I first tried to create something similar to "$a\equiv b$ (mod $m$) iff $m|a-b$". For this, I let "$I\equiv J$ (mod $K$) iff $I+J\subseteq K$". This looks good at first because we know that every ideal in a Dedekind Domain is uniquely factorized into prime ideals and if $\mathrm{a}\subseteq \mathrm{b}$ then for every prime ideal $p$ we have $n_p(\mathrm{a})\geq n_p(\mathrm{b})$. But taking a closer look, this relation fails to be an equivalence relation since $I\not \equiv I$.
I have looked through some books and seen that $\phi(I)$ is often defined to be the number of units in $\frac{O_F}{I}$. With this definition, one can prove the formula given above. But I don't see how "the units in $\frac{O_F}{I}$" can be related to "non-congruency of ideals module another".
Any idea would be appreciated. If you've seen any books or articles that have introduced this concept, please let me know.
This is not a proper answer, just too long for a comment.
It's an interesting question, but I fear you will not find a satisfactory answer. The ideals in a number ring are very good at replicating the multiplicative structure of the integers, but less so for the additive structure. Note that in a PID, the analogue is clear, but when PID fails, the fact that you have multiple generators causes trouble.

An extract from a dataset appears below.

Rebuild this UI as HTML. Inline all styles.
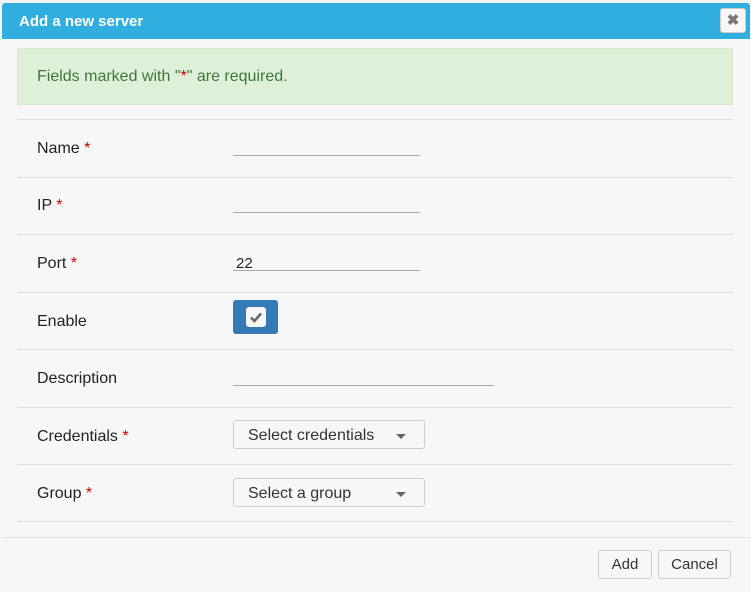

The perhaps slightly less naïve idea, and the way to relate it to units, is to think of the image of prime ideals under the quotient map to $O_F/I$ and hope you can say something about the units in the image. The problem is, either they are zero, or they only contain zero divisors, or they are the entire ring. This follows from unique prime ideal factorization. Even for principal ideals, picking a generator and sending it to the quotient will not give you a canonical unit, since $\langle\alpha\rangle = \langle u\alpha\rangle$ for any unit, but $\alpha \not\equiv u\alpha$ mod $I$ if $u-1\notin I$. In general, ideals are bad at capturing any information about units.